The internal experience of applying this test is distinctive. You will feel pulled in two directions simultaneously -- the relativist impulse to defer to cultural context and the universalist impulse to support the dissenter. Sitting with that tension rather than resolving it prematurely is the mark of genuine moral seriousness. The trigger situation is any moment when someone invokes "cultural tradition" to justify a practice that causes identifiable suffering to identifiable people who do not consent to it. In that moment, asking about internal dissent moves the conversation from abstract philosophy to concrete human experience.
This connects to steelmanning as well. Before dismissing a cultural practice, steelman the case for it -- understand its function, its history, its meaning to the people who hold it. And before deferring to cultural tradition, steelman the dissenter's case -- understand why they resist, what they risk, and what moral claim they are making. The strongest moral reasoning engages both perspectives at their best, not their weakest.
Back to the Commission
The anthropologists who opposed the Universal Declaration were not wrong about the dangers of moral imperialism. The history they pointed to -- colonialism, forced conversion, cultural destruction -- was real and devastating. But the Commission that adopted the Declaration was not wrong either. The document emerged from the wreckage of a world war in which the absence of enforceable universal principles had permitted industrialized genocide. Both sides were responding to genuine horrors.

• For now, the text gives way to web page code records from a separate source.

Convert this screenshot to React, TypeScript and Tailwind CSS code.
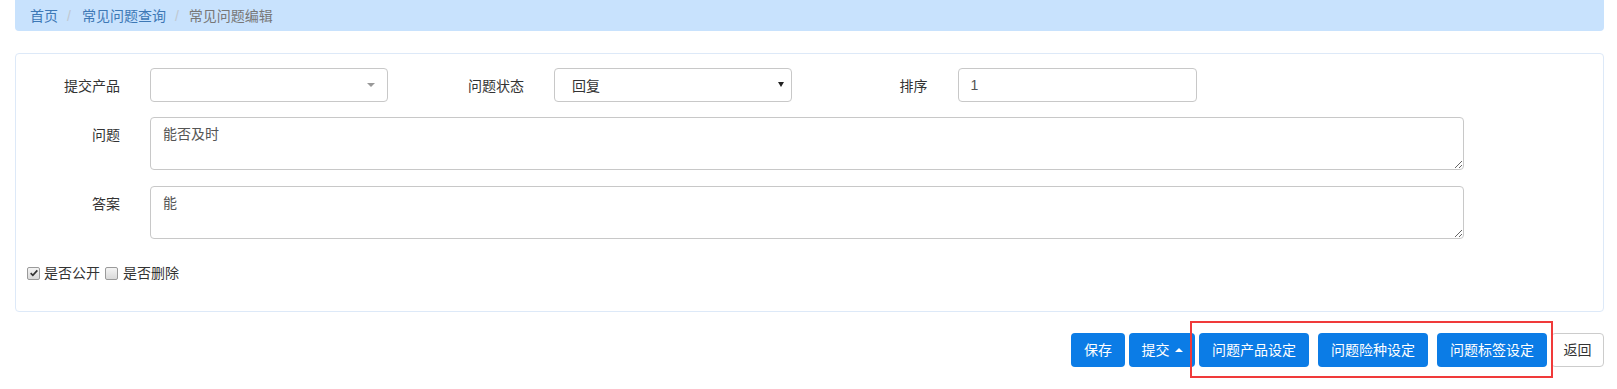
import React from "react";

const font = "font-['Liberation_Sans','Noto_Sans_CJK_SC',sans-serif]";

function Checkbox({ checked }: { checked?: boolean }) {
  return (
    <span className="flex h-[13px] w-[13px] items-center justify-center rounded-[2px] border border-[#9a9a9a] bg-gradient-to-b from-[#f4f4f4] to-[#dadada]">
      {checked && (
        <svg viewBox="0 0 12 12" className="h-[10px] w-[10px]">
          <path d="M2 6.2 L4.6 8.8 L10 2.8" fill="none" stroke="#333" strokeWidth="2" />
        </svg>
      )}
    </span>
  );
}

export default function App() {
  return (
    <div className={`h-[389px] w-full bg-white pl-[15px] pr-[13px] text-[14px] text-[#333] ${font}`}>
      {/* 面包屑 */}
      <div className="flex h-[31px] items-center rounded-b-[4px] bg-[#c8e2fd] pl-[15px] leading-[20px]">
        <span className="text-[#3d78b5]">首页</span>
        <span className="ml-[9px] mr-[11px] text-[#c0c8d0]">/</span>
        <span className="text-[#3d78b5]">常见问题查询</span>
        <span className="ml-[9px] mr-[10px] text-[#c0c8d0]">/</span>
        <span className="text-[#777]">常见问题编辑</span>
      </div>

      {/* 表单面板 */}
      <div className="mt-[22px] rounded-[4px] border border-[#dde9f8] pb-[28px] pt-[14px]">
        <div className="flex">
          <div className="flex w-[404px] items-start">
            <label className="w-[104px] pt-[8px] text-right leading-[20px]">提交产品</label>
            <div className="relative ml-[30px] h-[34px] w-[238px] rounded-[4px] border border-[#c8c8c8] bg-white">
              <span className="absolute right-[12px] top-[14px] h-0 w-0 border-x-[4px] border-t-[4px] border-x-transparent border-t-[#999]" />
            </div>
          </div>
          <div className="flex w-[403.5px] items-start">
            <label className="w-[104px] pt-[8px] text-right leading-[20px]">问题状态</label>
            <div className="relative ml-[30px] h-[34px] w-[238px]">
              <select
                defaultValue="回复"
                className="h-full w-full appearance-none rounded-[4px] border border-[#c8c8c8] bg-white pl-[17px] pt-[3px] text-[14px] text-[#333] outline-none"
              >
                <option>回复</option>
                <option>待回复</option>
              </select>
              <span className="pointer-events-none absolute right-[8px] top-[14px] h-0 w-0 border-x-[3px] border-t-[5px] border-x-transparent border-t-[#222]" />
            </div>
          </div>
          <div className="flex w-[404px] items-start">
            <label className="w-[104px] pt-[8px] text-right leading-[20px]">排序</label>
            <input
              defaultValue="1"
              className="ml-[30px] h-[34px] w-[239px] rounded-[4px] border border-[#c8c8c8] px-[12px] text-[14px] text-[#555] outline-none"
            />
          </div>
        </div>

        <div className="mt-[15px] flex items-start">
          <label className="w-[104px] pt-[8px] text-right leading-[20px]">问题</label>
          <textarea
            defaultValue="能否及时"
            className="ml-[30px] h-[53px] w-[1314px] rounded-[4px] border border-[#c8c8c8] px-[12px] py-[6px] text-[14px] leading-[20px] text-[#555] outline-none"
          />
        </div>

        <div className="mt-[16px] flex items-start">
          <label className="w-[104px] pt-[8px] text-right leading-[20px]">答案</label>
          <textarea
            defaultValue="能"
            className="ml-[30px] h-[53px] w-[1314px] rounded-[4px] border border-[#c8c8c8] px-[12px] py-[6px] text-[14px] leading-[20px] text-[#555] outline-none"
          />
        </div>

        <div className="mt-[24px] flex h-[20px] items-center pl-[11px] leading-[20px]">
          <Checkbox checked />
          <span className="ml-[4px]">是否公开</span>
          <span className="ml-[5px]">
            <Checkbox />
          </span>
          <span className="ml-[5px]">是否删除</span>
        </div>
      </div>

      {/* 按钮 */}
      <div className="relative mt-[21px] flex justify-end text-white">
        <button className="h-[34px] w-[54px] rounded-[4px] bg-[#0b7ce6]">保存</button>
        <button className="ml-[4px] flex h-[34px] w-[66px] items-center justify-center rounded-[4px] bg-[#0b7ce6]">
          提交
          <span className="ml-[5px] h-0 w-0 border-x-[4px] border-b-[4px] border-x-transparent border-b-white" />
        </button>
        <button className="ml-[4px] h-[34px] w-[110px] rounded-[4px] bg-[#0b7ce6]">问题产品设定</button>
        <button className="ml-[9px] h-[34px] w-[110px] rounded-[4px] bg-[#0b7ce6]">问题险种设定</button>
        <button className="ml-[9px] h-[34px] w-[110px] rounded-[4px] bg-[#0b7ce6]">问题标签设定</button>
        <button className="ml-[4px] h-[34px] w-[53px] rounded-[4px] border border-[#ccc] bg-white text-[#333]">返回</button>

        {/* 红框标注 */}
        <div className="pointer-events-none absolute left-[1175px] top-[-12px] h-[57px] w-[363px] border-2 border-[#f03a3a]" />
      </div>
    </div>
  );
}
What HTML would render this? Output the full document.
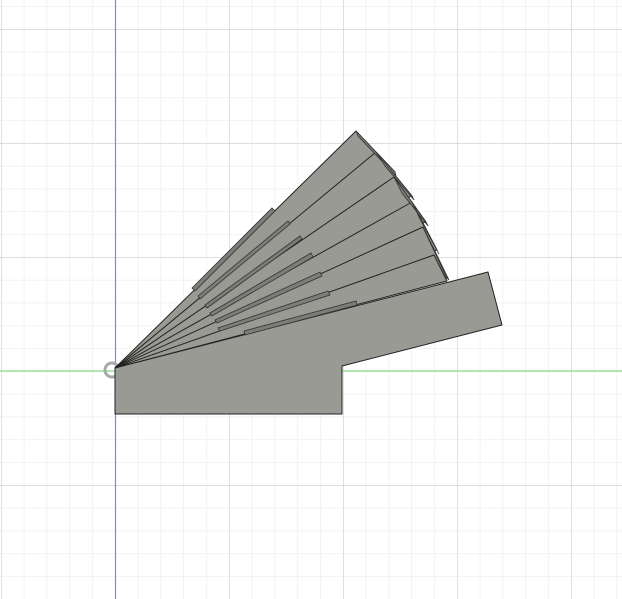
<!DOCTYPE html>
<html><head><style>html,body{margin:0;padding:0;background:#fff;width:622px;height:599px;overflow:hidden}</style></head>
<body>
<svg width="622" height="599" viewBox="0 0 622 599" xmlns="http://www.w3.org/2000/svg">
<defs>
<pattern id="minor" width="22.8" height="22.8" patternUnits="userSpaceOnUse" x="115" y="371">
<path d="M0 0H22.8M0 0V22.8" stroke="#ebebeb" stroke-width="1.2" fill="none"/>
</pattern>
<pattern id="major" width="114" height="114" patternUnits="userSpaceOnUse" x="115" y="371">
<path d="M0 0H114M0 0V114" stroke="#d4d4d4" stroke-width="1.4" fill="none"/>
</pattern>
</defs>
<rect width="622" height="599" fill="#fff"/>
<rect width="622" height="599" fill="url(#minor)"/>
<rect width="622" height="599" fill="url(#major)"/>
<line x1="0" y1="371" x2="622" y2="371" stroke="#8be08b" stroke-width="1.2"/>
<line x1="115.5" y1="0" x2="115.5" y2="599" stroke="#8080ff" stroke-width="1.2"/>
<circle cx="112" cy="370" r="7" fill="none" stroke="#a8a8a8" stroke-width="3"/>
<g stroke="#222" stroke-width="1" fill="#9a9a94" stroke-linejoin="round">
<polygon points="115,368 356,131 395,172 383,176"/>
<polygon points="115,368 376,152 412,196 400,200"/>
<polygon points="115,368 394,177 426,222 414,225"/>
<polygon points="115,368 412,202 437,250 425,253"/>
<polygon points="115,368 423,227 447,278 435,280"/>
<polygon points="115,368 434,255 447,281"/>
<polygon points="115,368 488,272 502,325 342,366 342,414 115,414"/>
</g>
<g stroke="#333" stroke-width="0.8" fill="#7d7d78">
<polygon points="192,288 272,208 275,211 195,291"/>
<polygon points="198,296 288,221 290,224 200,299"/>
<polygon points="205,305 300,236 302,239 207,308"/>
<polygon points="210,313 311,253 313,257 212,316"/>
<polygon points="215,320 320,272 322,276 217,323"/>
<polygon points="218,328 328,291 330,295 220,331"/>
<polygon points="244,331 356,301 357,305 245,335"/>
<polygon points="356,131 395,172 396,176 358,136"/>
<polygon points="376,152 412,196 414,200 385,166"/>
<polygon points="394,177 426,222 428,226 402,193"/>
<polygon points="412,202 437,250 439,254 420,219"/>
<polygon points="423,227 447,278 449,280 432,245"/>
</g>
</svg>
</body></html>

The tension has not resolved. It will not resolve. It reflects a genuine feature of the human condition: we are simultaneously members of particular cultures with particular traditions and members of a species with shared vulnerabilities and a shared planet. The productive response is not to collapse the tension but to inhabit it -- to hold both truths at once, that moral diversity is real and valuable, and that some things matter too much to be left to cultural preference. The hardest and most important moral thinking happens in the space between these two convictions, where neither easy relativism nor easy universalism will do the work for you.